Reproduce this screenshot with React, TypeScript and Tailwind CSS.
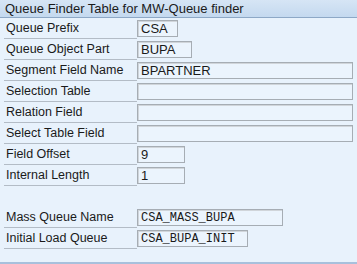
import React from "react";

type Row = { label: string; value: string; w: number; mono?: boolean } | null;

const rows: Row[] = [
  { label: "Queue Prefix", value: "CSA", w: 41 },
  { label: "Queue Object Part", value: "BUPA", w: 55 },
  { label: "Segment Field Name", value: "BPARTNER", w: 216 },
  { label: "Selection Table", value: "", w: 216 },
  { label: "Relation Field", value: "", w: 216 },
  { label: "Select Table Field", value: "", w: 216 },
  { label: "Field Offset", value: "9", w: 48 },
  { label: "Internal Length", value: "1", w: 48 },
  null,
  { label: "Mass Queue Name", value: "CSA_MASS_BUPA", w: 146, mono: true },
  { label: "Initial Load Queue", value: "CSA_BUPA_INIT", w: 111, mono: true },
];

export default function App() {
  return (
    <div
      className="w-[357px] h-[264px] flex flex-col bg-[#e8f2fc] text-[12.5px] text-[#1a1a1a] overflow-hidden"
      style={{ fontFamily: '"Liberation Sans", Arial, sans-serif' }}
    >
      <div className="h-[18px] shrink-0 bg-gradient-to-b from-[#d6e5f5] to-[#c4d9ef] border-b border-[#8da8c6] flex items-center pl-[5px] leading-none text-[13px]">
        Queue Finder Table for MW-Queue finder
      </div>
      <div className="flex-1 flex flex-col">
        {rows.map((r, i) =>
          r === null ? (
            <div key={i} className="h-[21px]" />
          ) : (
            <div key={i} className="h-[21px] flex">
              <div className="w-[133px] ml-[4px] border-b border-[#b3bcc6] flex items-center pl-[2px] pt-[1px] whitespace-nowrap">
                {r.label}
              </div>
              <div
                className="mt-[2px] h-[17px] border border-[#a6adb4] bg-[#ebf4fd] shadow-[inset_1px_1px_0_#d0d5da] flex items-center pl-[3px] leading-none"
                style={{
                  width: r.w,
                  fontFamily: r.mono ? '"Liberation Mono", "Courier New", monospace' : undefined,
                  fontSize: r.mono ? "12px" : "13px",
                }}
              >
                {r.value}
              </div>
            </div>
          )
        )}
      </div>
      <div className="h-[2px] shrink-0 bg-[#a8c0dc]" />
    </div>
  );
}
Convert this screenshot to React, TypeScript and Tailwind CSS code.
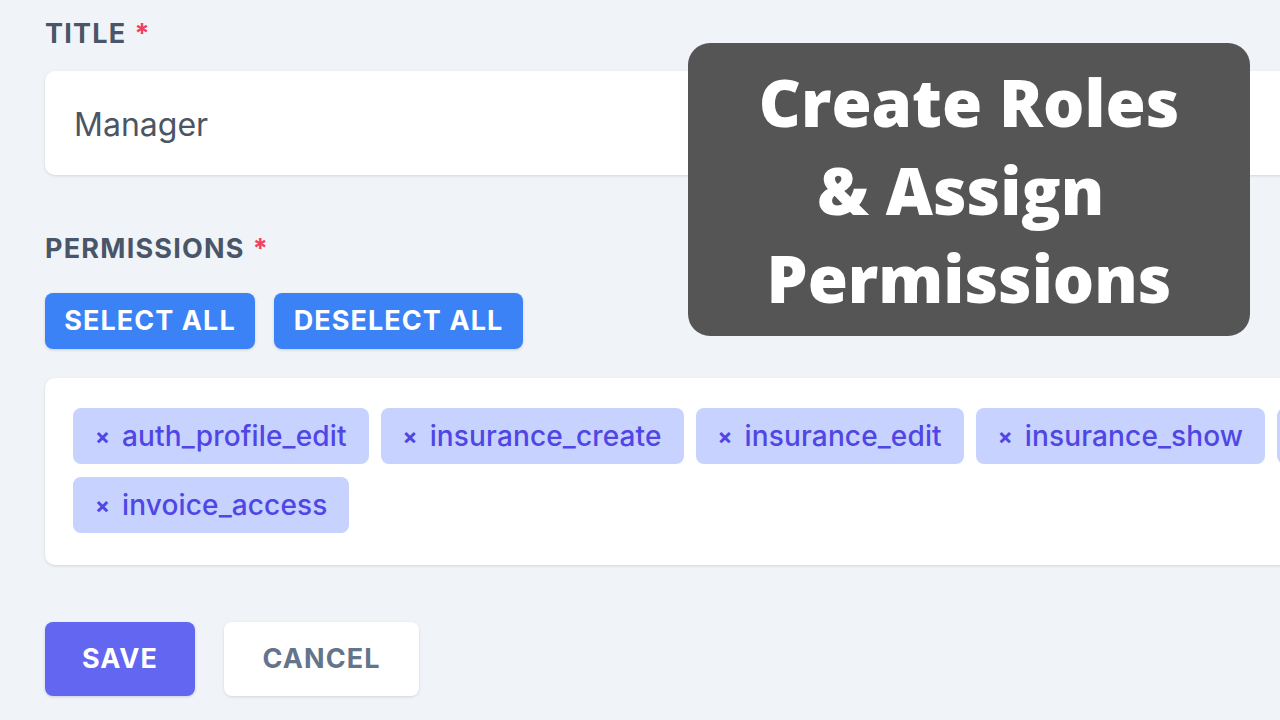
import React from 'react';

const permissions = [
  'auth_profile_edit',
  'insurance_create',
  'insurance_edit',
  'insurance_show',
  'insurance_delete',
  'invoice_access',
];

const Label = ({ text }: { text: string }) => (
  <div className="flex items-center gap-[8px] text-[27px] leading-[32px] font-bold uppercase tracking-[0.045em] text-[#4a5568]">
    <span>{text}</span>
    <span className="text-[#f43f5e]">*</span>
  </div>
);

const App = () => {
  return (
    <div
      className="relative w-[1280px] h-[720px] overflow-hidden bg-[#f0f3f8]"
      style={{ fontFamily: 'Inter, "Noto Sans", sans-serif' }}
    >
      <div className="pl-[45px] pt-[18px] w-[1700px]">
        <Label text="Title" />

        {/* title input */}
        <div className="mt-[21px] h-[104px] w-[1400px] rounded-[10px] bg-white shadow-[0_1px_3px_rgba(0,0,0,0.12)] flex items-center pl-[29px] pt-[3px] text-[32px] text-[#4b5563]">
          Manager
        </div>

        <div className="mt-[58px]">
          <Label text="Permissions" />
        </div>

        <div className="mt-[28px] flex gap-[19px]">
          <button className="h-[56px] w-[210px] rounded-[8px] bg-[#3b82f6] text-white text-[27px] font-bold uppercase tracking-[0.04em] shadow-[0_1px_3px_rgba(0,0,0,0.15)]">
            Select All
          </button>
          <button className="h-[56px] w-[249px] rounded-[8px] bg-[#3b82f6] text-white text-[27px] font-bold uppercase tracking-[0.04em] shadow-[0_1px_3px_rgba(0,0,0,0.15)]">
            Deselect All
          </button>
        </div>

        {/* selected permissions */}
        <div className="mt-[29px] w-[1600px] rounded-[10px] bg-white shadow-[0_1px_3px_rgba(0,0,0,0.12)] px-[28px] pt-[30px] pb-[32px] flex flex-wrap gap-x-[12px] gap-y-[13px]">
          {permissions.map((p) => (
            <div
              key={p}
              className="h-[56px] rounded-[8px] bg-[#c7d2fe] px-[22px] flex items-center gap-[12px] text-[28px] font-medium tracking-[0.005em] text-[#4f46e5]"
            >
              <span className="font-bold text-[22px]">×</span>
              <span>{p}</span>
            </div>
          ))}
        </div>

        <div className="mt-[57px] flex gap-[29px]">
          <button className="h-[74px] w-[150px] rounded-[8px] bg-[#6366f1] text-white text-[27px] font-bold uppercase tracking-[0.04em] shadow-[0_1px_3px_rgba(0,0,0,0.15)]">
            Save
          </button>
          <button className="h-[74px] w-[195px] rounded-[8px] bg-white text-[#64748b] text-[27px] font-bold uppercase tracking-[0.04em] shadow-[0_1px_3px_rgba(0,0,0,0.12)]">
            Cancel
          </button>
        </div>
      </div>

      {/* overlay caption */}
      <div
        className="absolute left-[688px] top-[43px] w-[562px] h-[293px] rounded-[22px] bg-[#555555] flex flex-col items-center justify-center text-white text-[65px] font-extrabold leading-[88px] text-center"
        style={{ fontFamily: '"Open Sans", sans-serif' }}
      >
        <span>Create Roles</span>
        <span>&amp; Assign&nbsp;</span>
        <span>Permissions</span>
      </div>
    </div>
  );
};

export default App;
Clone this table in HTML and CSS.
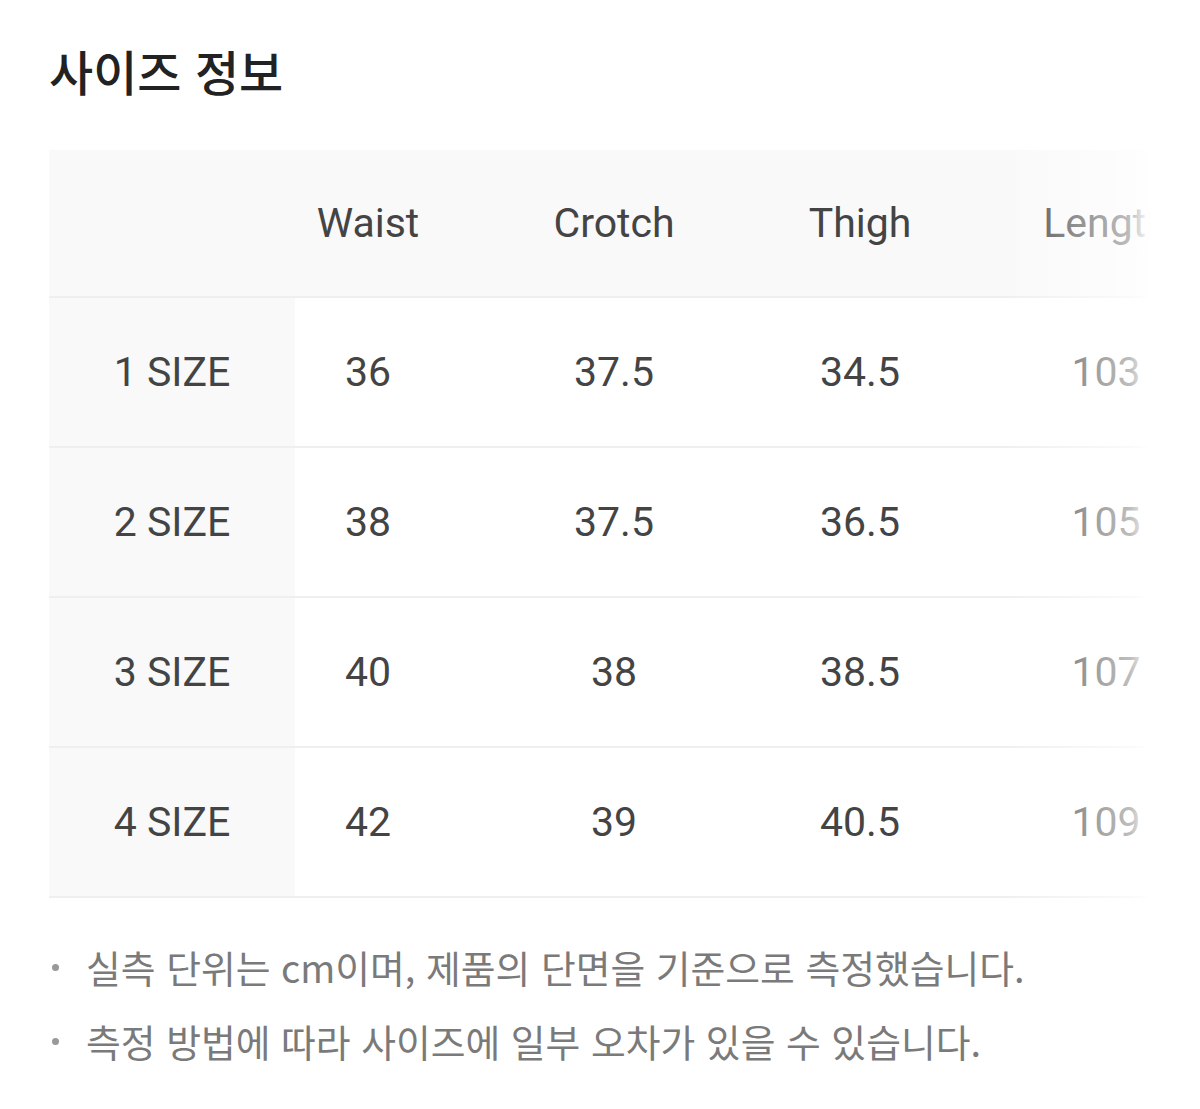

::::

Do not include the images; transcribe the rest of the listing exactly.

Reproduce this screenshot with React, TypeScript and Tailwind CSS.
import React from "react";

type Row = { label: string; value: string; w: number; mono?: boolean } | null;

const rows: Row[] = [
  { label: "Queue Prefix", value: "CSA", w: 41 },
  { label: "Queue Object Part", value: "BUPA", w: 55 },
  { label: "Segment Field Name", value: "BPARTNER", w: 216 },
  { label: "Selection Table", value: "", w: 216 },
  { label: "Relation Field", value: "", w: 216 },
  { label: "Select Table Field", value: "", w: 216 },
  { label: "Field Offset", value: "9", w: 48 },
  { label: "Internal Length", value: "1", w: 48 },
  null,
  { label: "Mass Queue Name", value: "CSA_MASS_BUPA", w: 146, mono: true },
  { label: "Initial Load Queue", value: "CSA_BUPA_INIT", w: 111, mono: true },
];

export default function App() {
  return (
    <div
      className="w-[357px] h-[264px] flex flex-col bg-[#e8f2fc] text-[12.5px] text-[#1a1a1a] overflow-hidden"
      style={{ fontFamily: '"Liberation Sans", Arial, sans-serif' }}
    >
      <div className="h-[18px] shrink-0 bg-gradient-to-b from-[#d6e5f5] to-[#c4d9ef] border-b border-[#8da8c6] flex items-center pl-[5px] leading-none text-[13px]">
        Queue Finder Table for MW-Queue finder
      </div>
      <div className="flex-1 flex flex-col">
        {rows.map((r, i) =>
          r === null ? (
            <div key={i} className="h-[21px]" />
          ) : (
            <div key={i} className="h-[21px] flex">
              <div className="w-[133px] ml-[4px] border-b border-[#b3bcc6] flex items-center pl-[2px] pt-[1px] whitespace-nowrap">
                {r.label}
              </div>
              <div
                className="mt-[2px] h-[17px] border border-[#a6adb4] bg-[#ebf4fd] shadow-[inset_1px_1px_0_#d0d5da] flex items-center pl-[3px] leading-none"
                style={{
                  width: r.w,
                  fontFamily: r.mono ? '"Liberation Mono", "Courier New", monospace' : undefined,
                  fontSize: r.mono ? "12px" : "13px",
                }}
              >
                {r.value}
              </div>
            </div>
          )
        )}
      </div>
      <div className="h-[2px] shrink-0 bg-[#a8c0dc]" />
    </div>
  );
}
Convert this screenshot to React, TypeScript and Tailwind CSS code.
import React from 'react';

const permissions = [
  'auth_profile_edit',
  'insurance_create',
  'insurance_edit',
  'insurance_show',
  'insurance_delete',
  'invoice_access',
];

const Label = ({ text }: { text: string }) => (
  <div className="flex items-center gap-[8px] text-[27px] leading-[32px] font-bold uppercase tracking-[0.045em] text-[#4a5568]">
    <span>{text}</span>
    <span className="text-[#f43f5e]">*</span>
  </div>
);

const App = () => {
  return (
    <div
      className="relative w-[1280px] h-[720px] overflow-hidden bg-[#f0f3f8]"
      style={{ fontFamily: 'Inter, "Noto Sans", sans-serif' }}
    >
      <div className="pl-[45px] pt-[18px] w-[1700px]">
        <Label text="Title" />

        {/* title input */}
        <div className="mt-[21px] h-[104px] w-[1400px] rounded-[10px] bg-white shadow-[0_1px_3px_rgba(0,0,0,0.12)] flex items-center pl-[29px] pt-[3px] text-[32px] text-[#4b5563]">
          Manager
        </div>

        <div className="mt-[58px]">
          <Label text="Permissions" />
        </div>

        <div className="mt-[28px] flex gap-[19px]">
          <button className="h-[56px] w-[210px] rounded-[8px] bg-[#3b82f6] text-white text-[27px] font-bold uppercase tracking-[0.04em] shadow-[0_1px_3px_rgba(0,0,0,0.15)]">
            Select All
          </button>
          <button className="h-[56px] w-[249px] rounded-[8px] bg-[#3b82f6] text-white text-[27px] font-bold uppercase tracking-[0.04em] shadow-[0_1px_3px_rgba(0,0,0,0.15)]">
            Deselect All
          </button>
        </div>

        {/* selected permissions */}
        <div className="mt-[29px] w-[1600px] rounded-[10px] bg-white shadow-[0_1px_3px_rgba(0,0,0,0.12)] px-[28px] pt-[30px] pb-[32px] flex flex-wrap gap-x-[12px] gap-y-[13px]">
          {permissions.map((p) => (
            <div
              key={p}
              className="h-[56px] rounded-[8px] bg-[#c7d2fe] px-[22px] flex items-center gap-[12px] text-[28px] font-medium tracking-[0.005em] text-[#4f46e5]"
            >
              <span className="font-bold text-[22px]">×</span>
              <span>{p}</span>
            </div>
          ))}
        </div>

        <div className="mt-[57px] flex gap-[29px]">
          <button className="h-[74px] w-[150px] rounded-[8px] bg-[#6366f1] text-white text-[27px] font-bold uppercase tracking-[0.04em] shadow-[0_1px_3px_rgba(0,0,0,0.15)]">
            Save
          </button>
          <button className="h-[74px] w-[195px] rounded-[8px] bg-white text-[#64748b] text-[27px] font-bold uppercase tracking-[0.04em] shadow-[0_1px_3px_rgba(0,0,0,0.12)]">
            Cancel
          </button>
        </div>
      </div>

      {/* overlay caption */}
      <div
        className="absolute left-[688px] top-[43px] w-[562px] h-[293px] rounded-[22px] bg-[#555555] flex flex-col items-center justify-center text-white text-[65px] font-extrabold leading-[88px] text-center"
        style={{ fontFamily: '"Open Sans", sans-serif' }}
      >
        <span>Create Roles</span>
        <span>&amp; Assign&nbsp;</span>
        <span>Permissions</span>
      </div>
    </div>
  );
};

export default App;
Clone this table in HTML and CSS.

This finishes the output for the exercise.